Azure Data Lake Storage Connection Manager

Tenant Id

The Tenant Id option allows you to specify the unique ID which identifies the tenant you are connecting to.

Client Id

The Client Id option allows you to specify the unique ID which identifies the application making the request.

Client Secret

The Client Secret option allows you to specify the client secret belonging to your app.

Redirect Url

The Redirect Url option allows you to specify the Redirect Url to complete the authentication process.

Generate Token (In App)...

The Generate Token File (In App)... button completes the entire OAuth authentication process inside of the toolkit. All you need to do is login to the service endpoint and authorize our app to generate your token.

Generate Token (In Browser)...

The Generate Token File (In Browser)... button completes the OAuth authentication using your default browser. After you click this button simply follow the steps in the dialog to generate your token.

Path to Token File

The path to the token file on the file system.

Token File Password

The password to the token file.

OAuth Client Credentials (service to service authentication):
Tenant Id

The Tenant Id option allows you to specify the unique ID which identifies the tenant you are connecting to.

Client Id

The Client Id option allows you to specify the unique ID which identifies the application making the request.

Client Secret

The Client Secret option allows you to specify the client secret belonging to your app.

Shared Key (Available only for Azure Data Lake Storage Gen2)

Azure Data Lake Storage Gen2 APIs support authorization with an Azure Storage Shared Key which can be specified using this option.

Upload Chunk Size

The Upload Chunk Size option allows you to specify the size of the file content to be divided to upload large file sequentially.

Timeout (secs)

The Timeout (secs) option allows you to specify a timeout value in seconds for the connection. The default value is 120 seconds.

Retry on Intermittent Errors

This is an option designed to help recover from possible intermittent outages or disruption of service so the integration does not have to be stopped because of such temporary issues. Enabling this option will allow service calls to be retried upon certain types of failure. A service call may be retried up to 3 times before an exception is fired. Retries occur after 0 seconds, 15 seconds, and 60 seconds.

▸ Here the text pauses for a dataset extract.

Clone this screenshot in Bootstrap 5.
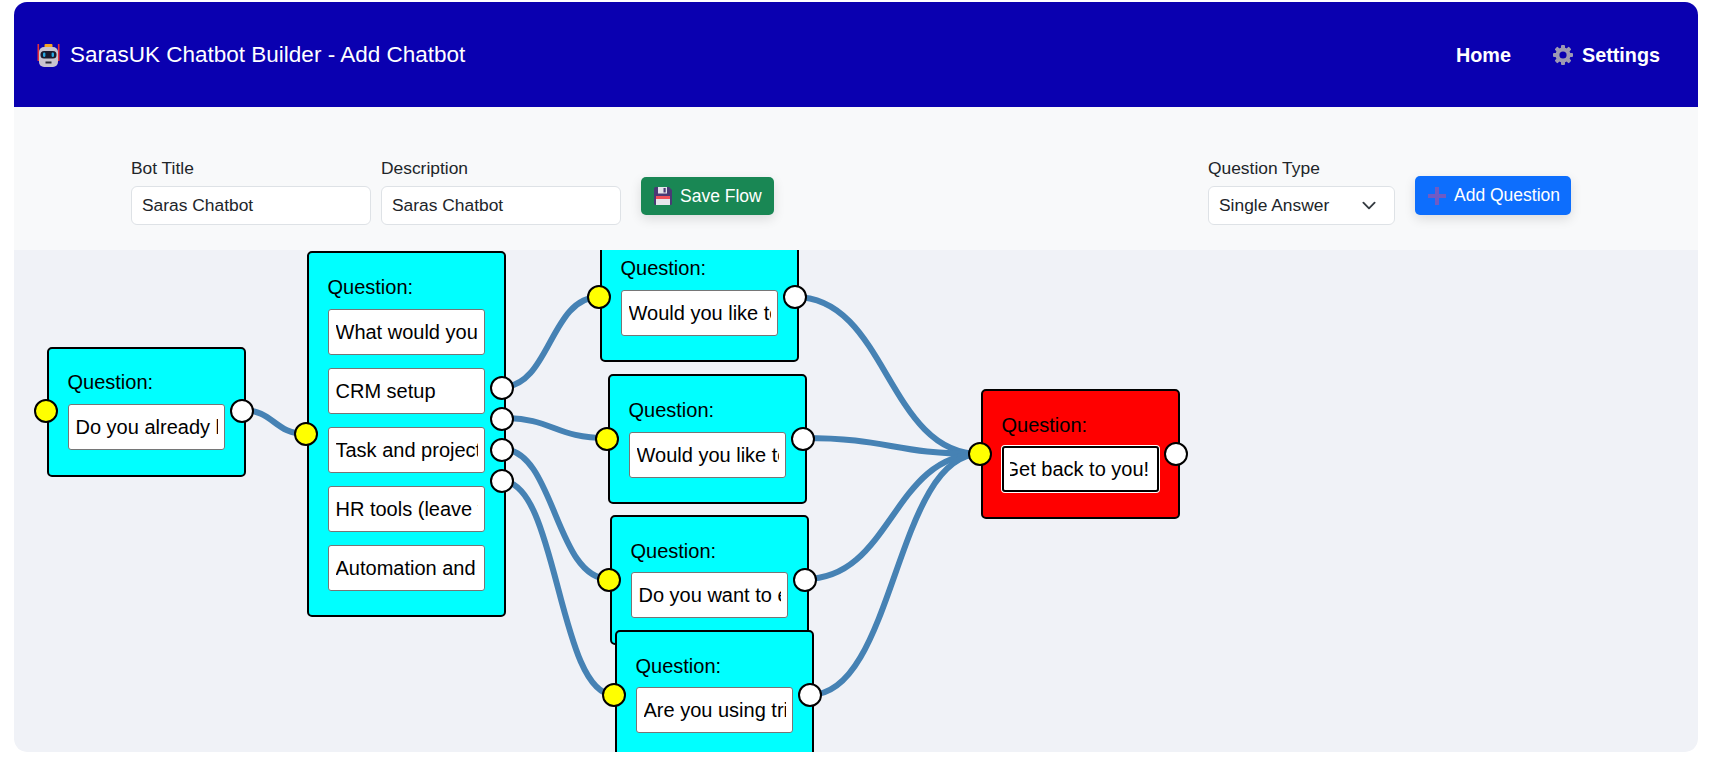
<!DOCTYPE html>
<html lang="en">
<head>
<meta charset="utf-8">
<title>SarasUK Chatbot Builder - Add Chatbot</title>
<link rel="stylesheet" href="https://cdn.jsdelivr.net/npm/bootstrap@5.3.0/dist/css/bootstrap.min.css">
<style>
html,body{height:100%;overflow:hidden}
body{background:#fff;font-family:"Liberation Sans",Arial,sans-serif;color:#212529}
.shell{margin:2px 13px 0 14px;border-radius:13px;overflow:hidden}
.topbar{background:#0a00b0;height:105px;padding:0 38px 0 23px}
.brandline{color:#fff;font-size:22.5px;gap:10px;text-decoration:none}
.menu-row{gap:42px}
.menu-item{color:#fff;font-size:19.8px;font-weight:700;text-decoration:none;gap:9px;line-height:24px}
.toolrow{background:#f8f9fa;height:143px;padding:48px 127px 25px 117px;position:relative;z-index:5}
.left-tools{gap:10px}
.right-tools{gap:20px}
.field-title{font-size:17.4px;line-height:26px;margin-bottom:5px;display:block;color:#212529}
.field-wide{width:240px}
.field-type{width:187px}
.toolrow .form-control,.toolrow .form-select{height:39px;font-size:17.4px;padding:0 10px;line-height:37px;border-radius:6px;border-color:#dee2e6;color:#212529}
.toolrow .form-select{background-position:right 15px center;background-size:20px 15px}
.action{height:38px;margin-bottom:10px;font-size:17.5px;padding:0 13px;border-radius:5px;display:flex;align-items:center;gap:8px;box-shadow:0 4px 12px rgba(0,0,0,.12);border:0;white-space:nowrap}
.action svg{flex:none}
.action-save{width:133px;margin-left:10px;background:#198754;color:#fff}
.action-add{width:156px;height:39px;background:#0d6efd;color:#fff;gap:8px}
.canvas{background:#f0f2f7;height:502px;position:relative;overflow:hidden;border-radius:0 0 13px 13px}
.wires{position:absolute;left:0;top:0;width:1684px;height:502px}
.wires path{fill:none;stroke:#4682b4;stroke-width:6}
.fnode{position:absolute;width:199px;border:2px solid #000;border-radius:5px;background:#0ff;padding:22px 19px 26px 18.5px;color:#000}
.fnode.endnode{background:#f00}
.fnode .qtext{font-size:20px;line-height:24px;margin-bottom:10px;display:block}
.fnode input{display:block;width:157px;height:46px;font-family:"Liberation Sans",Arial,sans-serif;font-size:20px;color:#000;background:#fff;border:1px solid #767676;border-radius:3px;padding:0 6px 0 7px;margin:0;outline:0}
.fnode input+input{margin-top:13px}
.fnode input.focused{border:2px solid #000;box-shadow:0 0 0 1px #fff;text-indent:-6px;padding:0 6px 0 6px}
.ports{position:absolute;top:-2px;bottom:-2px;display:flex;flex-direction:column;justify-content:center;gap:7px}
.ports-in{left:-15px}
.ports-out{right:-10px}
.port{width:24px;height:24px;border:2px solid #000;border-radius:50%;flex:none}
.port-in{background:#ff0}
.port-out{background:#fff}
.lift{margin-top:-3px}
.n1{left:33px;top:97px;height:130px;padding-top:21px}
.n2{left:293px;top:1px;height:366px}
.n3{left:586px;top:-18px;height:130px}
.n4{left:594px;top:124px;height:130px}
.n5{left:596px;top:265px;height:130px}
.n6{left:601px;top:380px;height:130px}
.n7{left:967px;top:139px;height:130px}
.n5 .qtext,.n6 .qtext,.n7 .qtext{margin-bottom:9px}
</style>
</head>
<body>
<div class="shell">
  <nav class="topbar d-flex align-items-center justify-content-between">
    <a class="brandline d-flex align-items-center" href="#">
      <svg width="23" height="24" viewBox="0 0 23 24" aria-hidden="true">
        <rect x="0.5" y="1" width="1.6" height="17" fill="#e5303a"/>
        <rect x="20.9" y="1" width="1.6" height="17" fill="#e5303a"/>
        <rect x="7.5" y="1" width="8" height="4" rx="1" fill="#f5a623"/>
        <rect x="2" y="4" width="19" height="20" rx="5" fill="#c9c4d0"/>
        <rect x="3.5" y="8" width="16" height="7.5" rx="3.5" fill="#1a1a2e"/>
        <rect x="6" y="9.5" width="2.4" height="4.5" rx="1.2" fill="#29a9e0"/>
        <rect x="14.6" y="9.5" width="2.4" height="4.5" rx="1.2" fill="#29a9e0"/>
        <rect x="8.5" y="18.5" width="6" height="2" fill="#2b2b3a"/>
      </svg>
      <span>SarasUK Chatbot Builder - Add Chatbot</span>
    </a>
    <div class="menu-row d-flex align-items-center">
      <a class="menu-item d-flex align-items-center" href="#">Home</a>
      <a class="menu-item d-flex align-items-center" href="#">
        <svg width="20" height="20" viewBox="0 0 20 20" aria-hidden="true">
          <g fill="#9d99b3">
            <rect x="8" y="0" width="4" height="20" rx="1"/>
            <rect x="8" y="0" width="4" height="20" rx="1" transform="rotate(45 10 10)"/>
            <rect x="8" y="0" width="4" height="20" rx="1" transform="rotate(90 10 10)"/>
            <rect x="8" y="0" width="4" height="20" rx="1" transform="rotate(135 10 10)"/>
            <circle cx="10" cy="10" r="7.6"/>
          </g>
          <circle cx="10" cy="10" r="3.6" fill="#0a00b0"/>
        </svg>
        <span>Settings</span>
      </a>
    </div>
  </nav>

  <div class="toolrow d-flex align-items-end justify-content-between">
    <div class="left-tools d-flex align-items-end">
      <div class="field-wide">
        <label class="field-title" for="botTitle">Bot Title</label>
        <input id="botTitle" class="form-control" value="Saras Chatbot">
      </div>
      <div class="field-wide">
        <label class="field-title" for="botDesc">Description</label>
        <input id="botDesc" class="form-control" value="Saras Chatbot">
      </div>
      <button type="button" class="btn action action-save">
        <svg width="18" height="18" viewBox="0 0 18 18" aria-hidden="true">
          <path d="M0 1.5A1.5 1.5 0 0 1 1.5 0H15l3 3v13.5a1.5 1.5 0 0 1-1.5 1.5h-15A1.5 1.5 0 0 1 0 16.5z" fill="#4a3a75"/>
          <rect x="4" y="0" width="9" height="6.5" fill="#e4e4ea"/>
          <rect x="9.5" y="1" width="2.2" height="4.5" fill="#4a3a75"/>
          <rect x="2" y="9" width="14" height="3" fill="#f0505a"/>
          <rect x="2" y="12" width="14" height="6" fill="#e6e6ec"/>
        </svg>
        <span>Save Flow</span>
      </button>
    </div>
    <div class="right-tools d-flex align-items-end">
      <div class="field-type">
        <label class="field-title" for="qType">Question Type</label>
        <select id="qType" class="form-select"><option>Single Answer</option></select>
      </div>
      <button type="button" class="btn action action-add">
        <svg width="18" height="18" viewBox="0 0 18 18" aria-hidden="true">
          <rect x="7" y="0" width="4" height="18" fill="#6f5bc4"/>
          <rect x="0" y="7" width="18" height="4" fill="#6f5bc4"/>
        </svg>
        <span>Add Question</span>
      </button>
    </div>
  </div>

  <div class="canvas">
    <svg class="wires" viewBox="14 250 1684 502" aria-hidden="true">
      <path d="M242 410 C274 410 274 434 306 434"/>
      <path d="M502 387 C550 387 550 297 599 297"/>
      <path d="M502 418 C554 418 554 438 607 438"/>
      <path d="M502 449 C555 449 555 579 609 579"/>
      <path d="M502 481 C558 481 558 695 614 695"/>
      <path d="M795 297 C887 297 887 454 980 454"/>
      <path d="M803 438 C891 438 891 454 980 454"/>
      <path d="M805 579 C892 579 892 454 980 454"/>
      <path d="M810 695 C895 695 895 454 980 454"/>
    </svg>

    <div class="fnode n1">
      <div class="ports ports-in lift"><div class="port port-in"></div></div>
      <span class="qtext">Question:</span>
      <input value="Do you already have a CRM?">
      <div class="ports ports-out lift"><div class="port port-out"></div></div>
    </div>

    <div class="fnode n2">
      <div class="ports ports-in"><div class="port port-in"></div></div>
      <span class="qtext">Question:</span>
      <input value="What would you like to set up?">
      <input value="CRM setup">
      <input value="Task and project management">
      <input value="HR tools (leave tracking)">
      <input value="Automation and workflows">
      <div class="ports ports-out">
        <div class="port port-out"></div>
        <div class="port port-out"></div>
        <div class="port port-out"></div>
        <div class="port port-out"></div>
      </div>
    </div>

    <div class="fnode n3">
      <div class="ports ports-in"><div class="port port-in"></div></div>
      <span class="qtext">Question:</span>
      <input value="Would you like to track leads?">
      <div class="ports ports-out"><div class="port port-out"></div></div>
    </div>

    <div class="fnode n4">
      <div class="ports ports-in"><div class="port port-in"></div></div>
      <span class="qtext">Question:</span>
      <input value="Would you like to assign tasks?">
      <div class="ports ports-out"><div class="port port-out"></div></div>
    </div>

    <div class="fnode n5">
      <div class="ports ports-in"><div class="port port-in"></div></div>
      <span class="qtext">Question:</span>
      <input value="Do you want to enable leave?">
      <div class="ports ports-out"><div class="port port-out"></div></div>
    </div>

    <div class="fnode n6">
      <div class="ports ports-in"><div class="port port-in"></div></div>
      <span class="qtext">Question:</span>
      <input value="Are you using tribal tools?">
      <div class="ports ports-out"><div class="port port-out"></div></div>
    </div>

    <div class="fnode endnode n7">
      <div class="ports ports-in"><div class="port port-in"></div></div>
      <span class="qtext">Question:</span>
      <input class="focused" value="Get back to you!">
      <div class="ports ports-out"><div class="port port-out"></div></div>
    </div>
  </div>
</div>
<script src="https://cdn.jsdelivr.net/npm/bootstrap@5.3.0/dist/js/bootstrap.bundle.min.js"></script>
</body>
</html>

Warning: although we have carefully designed this feature so that such retries should only happen when it is deemed to be safe to do so, in some extreme occasions, such retried service calls could result in the creation of duplicate data.

Test Connection

After all the connection information has been provided, you may click the Test Connection button to test if the connection settings entered are valid.

Advanced Settings

The Advanced Settings page on the Azure Data Lake Storage Connection Manager allows you to specify some advanced and optional settings for the connection.

Azure Data Lake Storage Connection Manager

Proxy Mode

Proxy Mode option allows you to specify how you want to configure the proxy server setting. There are three options available.

  • No Proxy
  • Auto-detect (Using system configured proxy)
  • Manual
Proxy Server

Using Proxy Server option allows you to specify the name of the proxy server for the connection.

Port

The Port option allows you to specify the port number of the proxy server for the connection.

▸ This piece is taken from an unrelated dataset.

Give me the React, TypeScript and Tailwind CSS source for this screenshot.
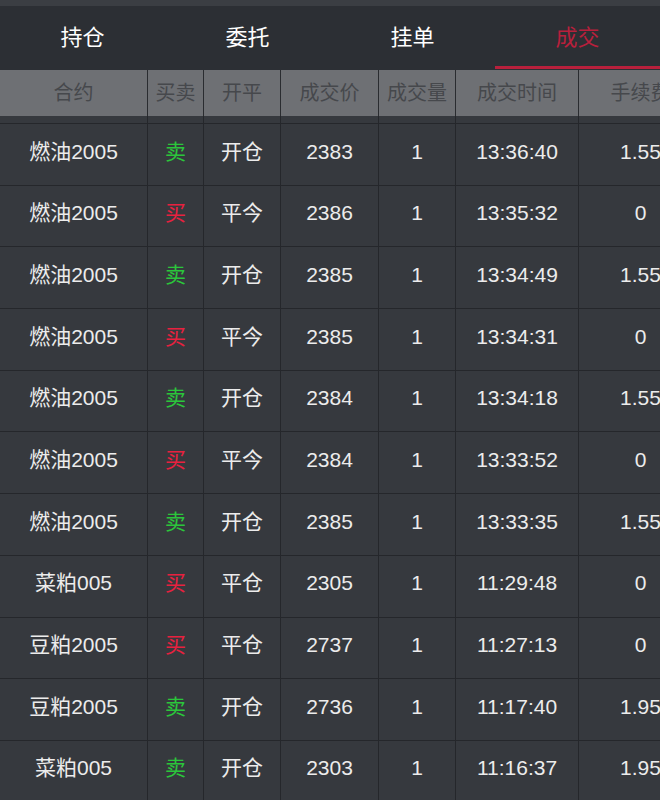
const TABS = ['持仓', '委托', '挂单', '成交']

const COLS = ['合约', '买卖', '开平', '成交价', '成交量', '成交时间', '手续费']

const ROWS: Array<[string, '买' | '卖', string, string, string, string, string]> = [
  ['燃油2005', '卖', '开仓', '2383', '1', '13:36:40', '1.55'],
  ['燃油2005', '买', '平今', '2386', '1', '13:35:32', '0'],
  ['燃油2005', '卖', '开仓', '2385', '1', '13:34:49', '1.55'],
  ['燃油2005', '买', '平今', '2385', '1', '13:34:31', '0'],
  ['燃油2005', '卖', '开仓', '2384', '1', '13:34:18', '1.55'],
  ['燃油2005', '买', '平今', '2384', '1', '13:33:52', '0'],
  ['燃油2005', '卖', '开仓', '2385', '1', '13:33:35', '1.55'],
  ['菜粕005', '买', '平仓', '2305', '1', '11:29:48', '0'],
  ['豆粕2005', '买', '平仓', '2737', '1', '11:27:13', '0'],
  ['豆粕2005', '卖', '开仓', '2736', '1', '11:17:40', '1.95'],
  ['菜粕005', '卖', '开仓', '2303', '1', '11:16:37', '1.95'],
]

const GRID = 'grid grid-cols-[148px_56px_77px_98px_77px_123px_124px]'

export default function App() {
  return (
    <div
      className="w-[660px] h-[800px] overflow-hidden bg-[#36393e]"
      style={{ fontFamily: '"Liberation Sans", "Noto Sans CJK SC", sans-serif' }}
    >
      <div className="h-[6px] bg-[#3b3e43]" />
      <div className="flex h-[64px] bg-[#2c2f34]">
        {TABS.map((t, i) => (
          <div key={t} className="relative flex-1 flex items-center justify-center pb-[2px]">
            <span className={`text-[22px] ${i === 3 ? 'text-[#b8203c]' : 'text-white'}`}>{t}</span>
            {i === 3 && <div className="absolute left-0 right-0 bottom-[1px] h-[3px] bg-[#b8203c]" />}
          </div>
        ))}
      </div>
      <div className={`${GRID} h-[46px] bg-[#6e7074]`}>
        {COLS.map((c) => (
          <div
            key={c}
            className="flex items-center justify-center border-r border-[#2a2c30] text-[20px] text-[#46484c]"
          >
            {c}
          </div>
        ))}
      </div>
      <div className={`${GRID} h-[7px]`}>
        {COLS.map((c) => (
          <div key={c} className="border-r border-[#25272b]" />
        ))}
      </div>
      {ROWS.map((r, ri) => (
        <div key={ri} className={`${GRID} h-[61.7px] border-t border-[#25272b]`}>
          {r.map((v, ci) => (
            <div
              key={ci}
              className={`flex items-center justify-center pb-[6px] border-r border-[#25272b] text-[21px] ${
                ci === 1 ? (v === '买' ? 'text-[#e8213f]' : 'text-[#2bc63b]') : 'text-[#ececec]'
              }`}
            >
              {v}
            </div>
          ))}
        </div>
      ))}
    </div>
  )
}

Username (Proxy Server Authentication)

Username option (under Proxy Server Authentication) allows you to specify the proxy user account.

Password (Proxy Server Authentication)

Password option (under Proxy Server Authentication) allows you to specify the proxy user's password.

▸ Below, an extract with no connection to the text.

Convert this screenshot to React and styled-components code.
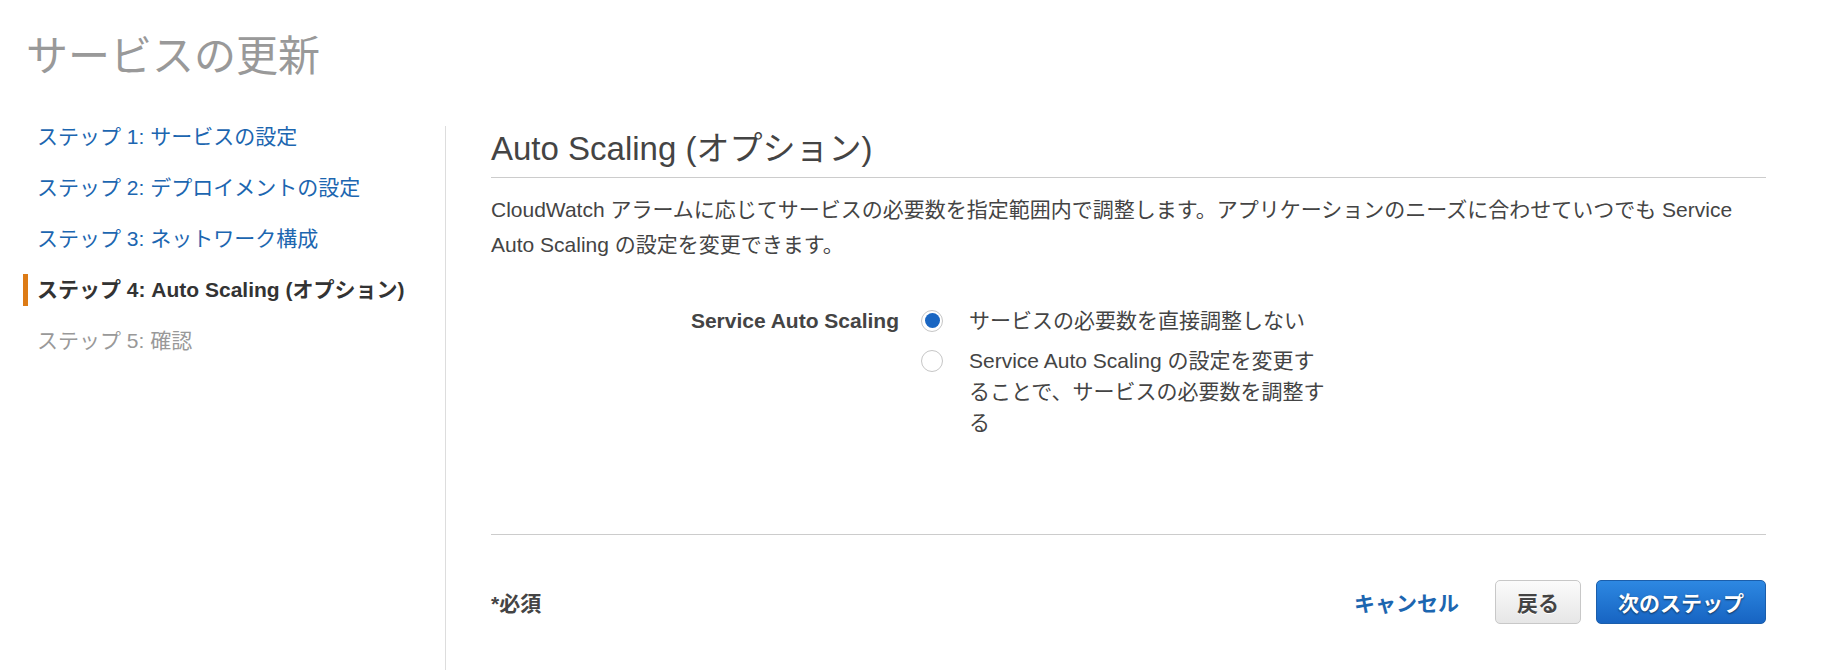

Note: The Proxy Password is not included in the connection manager's ConnectionString property by default. This is by design for security reasons. However, you can include it in your ConnectionString if you want to parameterize your connection manager. The format would be ProxyPassword=myProxyPassword;  (make sure you have a semicolon as the last character). It can be anywhere in the ConnectionString.